Rows from a dataset:
┄┄┄┄┄┄

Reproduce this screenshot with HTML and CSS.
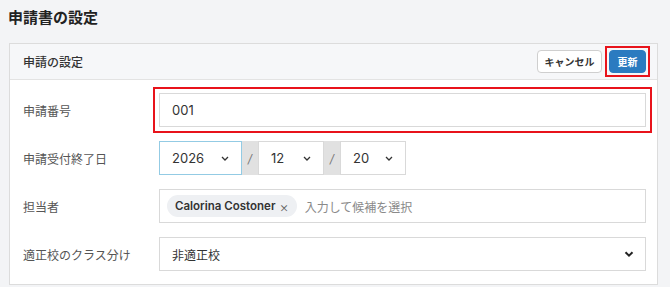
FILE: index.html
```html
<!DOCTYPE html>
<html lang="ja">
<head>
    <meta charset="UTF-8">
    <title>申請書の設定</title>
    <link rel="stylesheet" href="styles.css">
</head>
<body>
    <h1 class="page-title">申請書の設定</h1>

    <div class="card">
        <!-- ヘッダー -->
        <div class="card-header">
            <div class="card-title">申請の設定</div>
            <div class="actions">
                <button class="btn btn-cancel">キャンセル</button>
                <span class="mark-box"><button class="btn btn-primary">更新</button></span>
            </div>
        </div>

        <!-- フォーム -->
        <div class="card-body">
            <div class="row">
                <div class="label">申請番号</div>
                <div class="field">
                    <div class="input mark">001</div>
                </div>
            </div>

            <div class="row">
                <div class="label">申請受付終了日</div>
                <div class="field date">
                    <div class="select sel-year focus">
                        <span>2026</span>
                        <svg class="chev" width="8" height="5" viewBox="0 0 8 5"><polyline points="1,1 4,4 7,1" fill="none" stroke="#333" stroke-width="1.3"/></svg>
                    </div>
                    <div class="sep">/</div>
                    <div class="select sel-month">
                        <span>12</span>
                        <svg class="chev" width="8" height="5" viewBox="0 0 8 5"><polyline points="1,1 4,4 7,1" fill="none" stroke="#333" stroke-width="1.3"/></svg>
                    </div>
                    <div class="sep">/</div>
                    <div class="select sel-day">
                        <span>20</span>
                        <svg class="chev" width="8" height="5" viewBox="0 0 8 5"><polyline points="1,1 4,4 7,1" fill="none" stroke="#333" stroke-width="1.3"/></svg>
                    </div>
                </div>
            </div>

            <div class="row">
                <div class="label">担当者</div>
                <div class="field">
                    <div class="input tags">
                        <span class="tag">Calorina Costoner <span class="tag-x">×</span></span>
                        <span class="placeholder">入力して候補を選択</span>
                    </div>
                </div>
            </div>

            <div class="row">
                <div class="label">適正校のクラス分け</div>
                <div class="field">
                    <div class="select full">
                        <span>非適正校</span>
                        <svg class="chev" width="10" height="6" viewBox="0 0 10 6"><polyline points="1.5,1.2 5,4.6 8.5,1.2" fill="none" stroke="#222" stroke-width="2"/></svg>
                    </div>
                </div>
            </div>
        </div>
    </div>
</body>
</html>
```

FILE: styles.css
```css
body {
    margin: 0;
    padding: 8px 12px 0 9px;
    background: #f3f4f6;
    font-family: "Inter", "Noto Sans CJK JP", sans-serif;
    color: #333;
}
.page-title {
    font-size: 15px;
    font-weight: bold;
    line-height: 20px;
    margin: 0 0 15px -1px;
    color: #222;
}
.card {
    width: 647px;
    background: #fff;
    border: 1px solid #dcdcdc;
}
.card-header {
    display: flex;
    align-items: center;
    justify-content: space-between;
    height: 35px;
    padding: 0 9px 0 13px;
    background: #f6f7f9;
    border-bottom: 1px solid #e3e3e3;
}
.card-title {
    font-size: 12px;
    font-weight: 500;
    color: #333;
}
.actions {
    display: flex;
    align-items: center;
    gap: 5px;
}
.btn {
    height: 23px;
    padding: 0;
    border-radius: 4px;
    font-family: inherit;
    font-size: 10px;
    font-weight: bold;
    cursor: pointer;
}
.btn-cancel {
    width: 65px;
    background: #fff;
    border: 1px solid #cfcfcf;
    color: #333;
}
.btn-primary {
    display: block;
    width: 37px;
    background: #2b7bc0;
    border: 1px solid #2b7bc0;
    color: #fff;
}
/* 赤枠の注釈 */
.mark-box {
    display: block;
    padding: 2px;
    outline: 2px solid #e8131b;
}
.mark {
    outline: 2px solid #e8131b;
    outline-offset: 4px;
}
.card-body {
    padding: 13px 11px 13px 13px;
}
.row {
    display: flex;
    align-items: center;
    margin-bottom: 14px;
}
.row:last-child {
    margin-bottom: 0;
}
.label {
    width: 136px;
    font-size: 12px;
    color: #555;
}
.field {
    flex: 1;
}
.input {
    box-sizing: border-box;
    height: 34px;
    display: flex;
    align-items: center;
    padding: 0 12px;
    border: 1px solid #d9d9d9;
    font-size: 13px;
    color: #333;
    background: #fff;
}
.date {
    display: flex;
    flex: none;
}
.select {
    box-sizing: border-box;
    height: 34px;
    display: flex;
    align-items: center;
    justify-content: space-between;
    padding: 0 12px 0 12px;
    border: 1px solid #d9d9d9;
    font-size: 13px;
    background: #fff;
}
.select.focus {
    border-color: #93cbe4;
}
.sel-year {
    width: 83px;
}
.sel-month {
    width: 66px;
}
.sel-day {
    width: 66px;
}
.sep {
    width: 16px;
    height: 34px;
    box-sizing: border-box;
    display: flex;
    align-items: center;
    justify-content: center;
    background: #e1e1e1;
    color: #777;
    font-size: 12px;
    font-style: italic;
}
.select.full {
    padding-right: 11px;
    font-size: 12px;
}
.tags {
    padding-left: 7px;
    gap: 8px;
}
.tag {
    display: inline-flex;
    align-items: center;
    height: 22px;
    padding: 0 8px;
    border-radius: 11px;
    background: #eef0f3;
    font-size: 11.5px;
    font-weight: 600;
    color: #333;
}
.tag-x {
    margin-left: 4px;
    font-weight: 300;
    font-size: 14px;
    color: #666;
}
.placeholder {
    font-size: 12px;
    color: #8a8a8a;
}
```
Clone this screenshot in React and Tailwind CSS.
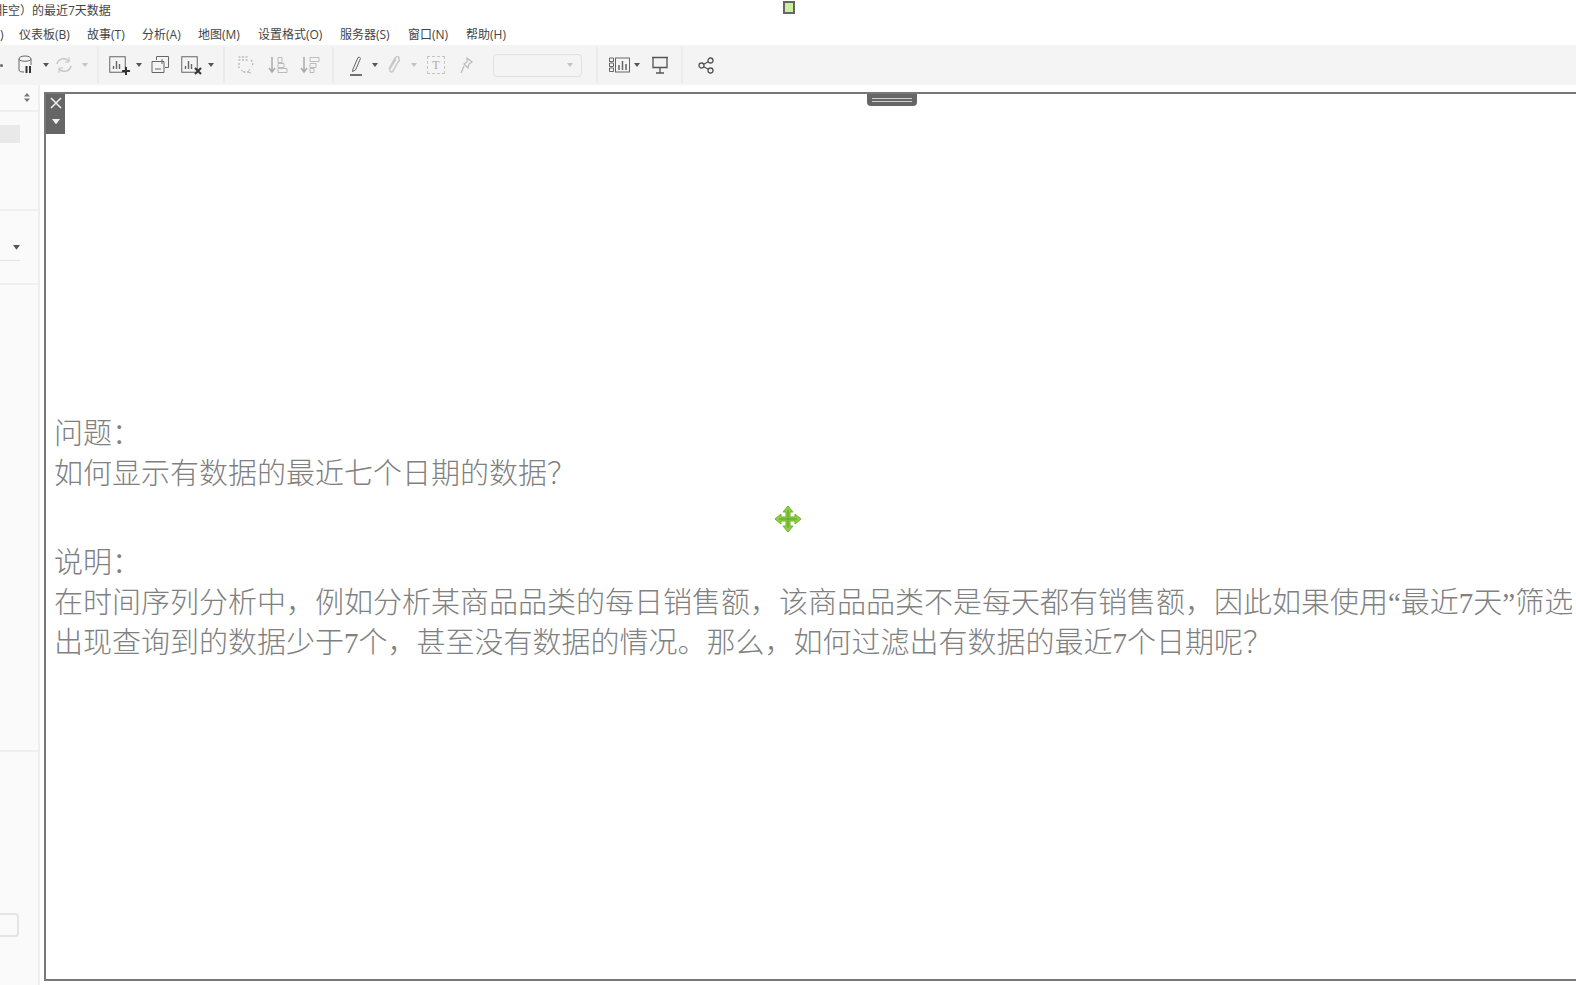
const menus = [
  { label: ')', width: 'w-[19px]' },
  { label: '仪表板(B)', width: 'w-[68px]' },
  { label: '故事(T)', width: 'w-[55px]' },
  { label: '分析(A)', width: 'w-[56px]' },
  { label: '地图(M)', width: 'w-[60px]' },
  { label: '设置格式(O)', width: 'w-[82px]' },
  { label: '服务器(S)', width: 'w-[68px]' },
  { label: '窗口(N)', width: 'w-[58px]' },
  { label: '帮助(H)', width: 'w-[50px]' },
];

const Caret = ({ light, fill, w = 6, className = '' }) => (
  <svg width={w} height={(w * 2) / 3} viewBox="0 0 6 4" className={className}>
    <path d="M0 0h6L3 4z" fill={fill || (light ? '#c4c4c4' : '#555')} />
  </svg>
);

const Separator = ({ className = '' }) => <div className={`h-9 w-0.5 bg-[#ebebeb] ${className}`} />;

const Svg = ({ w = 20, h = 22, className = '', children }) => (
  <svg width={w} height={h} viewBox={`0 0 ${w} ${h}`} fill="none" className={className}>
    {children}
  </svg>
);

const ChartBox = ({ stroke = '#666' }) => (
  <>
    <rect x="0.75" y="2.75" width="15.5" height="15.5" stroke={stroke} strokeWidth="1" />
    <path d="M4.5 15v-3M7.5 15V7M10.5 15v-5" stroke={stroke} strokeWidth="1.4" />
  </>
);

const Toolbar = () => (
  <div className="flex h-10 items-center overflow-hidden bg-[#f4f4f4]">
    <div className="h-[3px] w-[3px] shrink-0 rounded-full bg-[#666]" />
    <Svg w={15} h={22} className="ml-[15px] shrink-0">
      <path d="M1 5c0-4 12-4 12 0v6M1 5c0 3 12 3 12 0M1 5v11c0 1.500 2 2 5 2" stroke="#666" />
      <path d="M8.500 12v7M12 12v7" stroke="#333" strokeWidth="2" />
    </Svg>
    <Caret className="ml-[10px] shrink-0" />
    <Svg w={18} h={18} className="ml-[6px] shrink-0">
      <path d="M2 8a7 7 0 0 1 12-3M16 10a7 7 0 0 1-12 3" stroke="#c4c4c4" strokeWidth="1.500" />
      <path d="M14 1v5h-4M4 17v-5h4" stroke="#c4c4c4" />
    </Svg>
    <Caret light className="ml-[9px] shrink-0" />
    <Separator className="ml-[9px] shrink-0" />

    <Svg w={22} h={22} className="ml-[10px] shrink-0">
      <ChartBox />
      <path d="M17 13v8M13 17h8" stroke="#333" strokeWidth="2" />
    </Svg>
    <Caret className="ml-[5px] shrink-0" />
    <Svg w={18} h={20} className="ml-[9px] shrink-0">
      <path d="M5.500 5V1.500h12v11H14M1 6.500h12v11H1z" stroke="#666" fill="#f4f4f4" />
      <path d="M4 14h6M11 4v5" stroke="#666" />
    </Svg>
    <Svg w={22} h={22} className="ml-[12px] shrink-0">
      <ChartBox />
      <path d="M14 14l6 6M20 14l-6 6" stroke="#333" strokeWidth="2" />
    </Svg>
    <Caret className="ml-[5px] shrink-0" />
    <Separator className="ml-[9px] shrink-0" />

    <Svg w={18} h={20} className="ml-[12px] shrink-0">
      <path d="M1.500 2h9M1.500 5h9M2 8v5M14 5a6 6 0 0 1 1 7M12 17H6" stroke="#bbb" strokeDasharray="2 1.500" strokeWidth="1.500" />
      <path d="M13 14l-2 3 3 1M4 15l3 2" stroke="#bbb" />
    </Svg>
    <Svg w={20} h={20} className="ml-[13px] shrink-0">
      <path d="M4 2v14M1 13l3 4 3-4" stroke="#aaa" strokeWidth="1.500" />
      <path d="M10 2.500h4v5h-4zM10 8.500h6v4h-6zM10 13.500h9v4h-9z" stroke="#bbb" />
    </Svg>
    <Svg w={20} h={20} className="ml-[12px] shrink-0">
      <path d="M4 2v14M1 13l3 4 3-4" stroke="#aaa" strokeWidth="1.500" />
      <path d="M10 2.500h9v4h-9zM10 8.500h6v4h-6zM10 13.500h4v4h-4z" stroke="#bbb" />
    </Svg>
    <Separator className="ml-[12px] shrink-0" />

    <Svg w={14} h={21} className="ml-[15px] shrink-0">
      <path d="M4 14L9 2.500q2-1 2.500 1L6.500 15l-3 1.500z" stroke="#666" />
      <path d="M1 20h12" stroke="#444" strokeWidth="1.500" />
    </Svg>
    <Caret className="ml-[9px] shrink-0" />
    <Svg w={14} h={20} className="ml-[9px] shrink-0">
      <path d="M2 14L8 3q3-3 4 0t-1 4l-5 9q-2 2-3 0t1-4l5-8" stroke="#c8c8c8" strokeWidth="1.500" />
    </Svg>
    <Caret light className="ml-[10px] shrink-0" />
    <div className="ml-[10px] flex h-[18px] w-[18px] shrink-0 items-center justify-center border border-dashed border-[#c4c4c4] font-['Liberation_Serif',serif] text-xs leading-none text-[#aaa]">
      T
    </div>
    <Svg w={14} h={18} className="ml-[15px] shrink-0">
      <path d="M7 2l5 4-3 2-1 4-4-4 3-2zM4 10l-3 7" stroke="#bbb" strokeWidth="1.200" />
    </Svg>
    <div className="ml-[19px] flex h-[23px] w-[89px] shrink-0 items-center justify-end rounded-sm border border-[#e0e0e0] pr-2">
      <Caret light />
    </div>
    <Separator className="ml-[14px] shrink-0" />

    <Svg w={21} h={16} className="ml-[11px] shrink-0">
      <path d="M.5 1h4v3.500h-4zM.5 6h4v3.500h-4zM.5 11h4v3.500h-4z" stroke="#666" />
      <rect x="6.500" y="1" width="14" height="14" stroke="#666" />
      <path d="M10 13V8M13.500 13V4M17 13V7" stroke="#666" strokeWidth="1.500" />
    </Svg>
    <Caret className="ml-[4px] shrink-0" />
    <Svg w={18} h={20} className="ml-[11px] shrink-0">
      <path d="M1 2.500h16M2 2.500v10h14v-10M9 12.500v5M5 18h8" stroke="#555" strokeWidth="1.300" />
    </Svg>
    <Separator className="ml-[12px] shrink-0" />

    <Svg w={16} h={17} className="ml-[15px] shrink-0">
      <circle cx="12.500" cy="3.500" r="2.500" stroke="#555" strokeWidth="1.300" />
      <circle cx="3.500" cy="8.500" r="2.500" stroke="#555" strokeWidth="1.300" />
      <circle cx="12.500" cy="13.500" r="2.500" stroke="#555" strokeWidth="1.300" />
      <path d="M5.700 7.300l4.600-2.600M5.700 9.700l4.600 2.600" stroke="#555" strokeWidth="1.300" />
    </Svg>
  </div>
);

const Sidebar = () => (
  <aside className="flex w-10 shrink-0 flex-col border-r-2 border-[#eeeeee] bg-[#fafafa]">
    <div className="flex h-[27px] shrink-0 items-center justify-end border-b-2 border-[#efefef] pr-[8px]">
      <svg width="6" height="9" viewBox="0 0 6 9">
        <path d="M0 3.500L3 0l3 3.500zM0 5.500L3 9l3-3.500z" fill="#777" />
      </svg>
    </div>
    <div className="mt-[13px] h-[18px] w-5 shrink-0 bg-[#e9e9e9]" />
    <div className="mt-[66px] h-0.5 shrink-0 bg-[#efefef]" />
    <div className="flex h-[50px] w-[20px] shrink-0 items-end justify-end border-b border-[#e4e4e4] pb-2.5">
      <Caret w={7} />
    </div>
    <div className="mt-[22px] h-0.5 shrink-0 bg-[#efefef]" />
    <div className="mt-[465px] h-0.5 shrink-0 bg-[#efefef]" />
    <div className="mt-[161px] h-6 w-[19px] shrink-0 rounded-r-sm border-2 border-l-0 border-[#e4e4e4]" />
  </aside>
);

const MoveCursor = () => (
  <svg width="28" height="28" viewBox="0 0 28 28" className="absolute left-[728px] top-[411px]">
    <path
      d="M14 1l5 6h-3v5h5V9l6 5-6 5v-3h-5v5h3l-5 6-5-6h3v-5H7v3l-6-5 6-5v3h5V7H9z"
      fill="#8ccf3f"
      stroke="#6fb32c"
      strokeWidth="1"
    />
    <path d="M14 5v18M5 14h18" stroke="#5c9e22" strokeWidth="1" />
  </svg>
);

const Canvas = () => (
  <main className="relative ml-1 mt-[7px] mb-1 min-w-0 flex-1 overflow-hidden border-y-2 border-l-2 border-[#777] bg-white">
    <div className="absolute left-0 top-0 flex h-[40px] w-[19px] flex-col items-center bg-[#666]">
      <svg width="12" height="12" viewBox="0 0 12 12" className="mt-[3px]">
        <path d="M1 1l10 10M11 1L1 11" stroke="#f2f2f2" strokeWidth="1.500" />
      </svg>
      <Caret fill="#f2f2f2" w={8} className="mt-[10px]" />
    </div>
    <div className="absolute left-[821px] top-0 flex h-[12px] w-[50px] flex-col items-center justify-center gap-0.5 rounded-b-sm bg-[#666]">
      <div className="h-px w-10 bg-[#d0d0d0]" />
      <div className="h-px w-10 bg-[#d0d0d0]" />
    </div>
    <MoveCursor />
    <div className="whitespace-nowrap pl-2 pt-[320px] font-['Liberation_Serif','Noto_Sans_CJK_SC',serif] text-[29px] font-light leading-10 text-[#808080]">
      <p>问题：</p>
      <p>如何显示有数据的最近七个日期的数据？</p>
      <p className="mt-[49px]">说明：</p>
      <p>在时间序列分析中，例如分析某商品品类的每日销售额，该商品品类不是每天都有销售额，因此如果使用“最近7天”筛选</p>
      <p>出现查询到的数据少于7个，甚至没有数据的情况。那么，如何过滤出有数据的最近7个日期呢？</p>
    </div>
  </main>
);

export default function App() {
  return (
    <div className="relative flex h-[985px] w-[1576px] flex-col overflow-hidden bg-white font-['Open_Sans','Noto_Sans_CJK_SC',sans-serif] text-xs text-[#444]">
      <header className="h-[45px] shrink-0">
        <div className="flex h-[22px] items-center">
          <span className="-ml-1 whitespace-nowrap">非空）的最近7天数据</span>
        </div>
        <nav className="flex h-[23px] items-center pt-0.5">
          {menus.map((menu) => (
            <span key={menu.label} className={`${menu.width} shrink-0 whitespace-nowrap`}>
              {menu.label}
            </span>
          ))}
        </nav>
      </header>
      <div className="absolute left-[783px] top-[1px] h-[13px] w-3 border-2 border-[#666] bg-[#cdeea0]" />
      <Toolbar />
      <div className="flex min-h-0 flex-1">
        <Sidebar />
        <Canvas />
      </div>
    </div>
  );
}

┄┄┄┄┄┄

→ Given exercise
State the count of lines holding the string "screenshot" in the listing above, and nothing else.

→ Right answer
2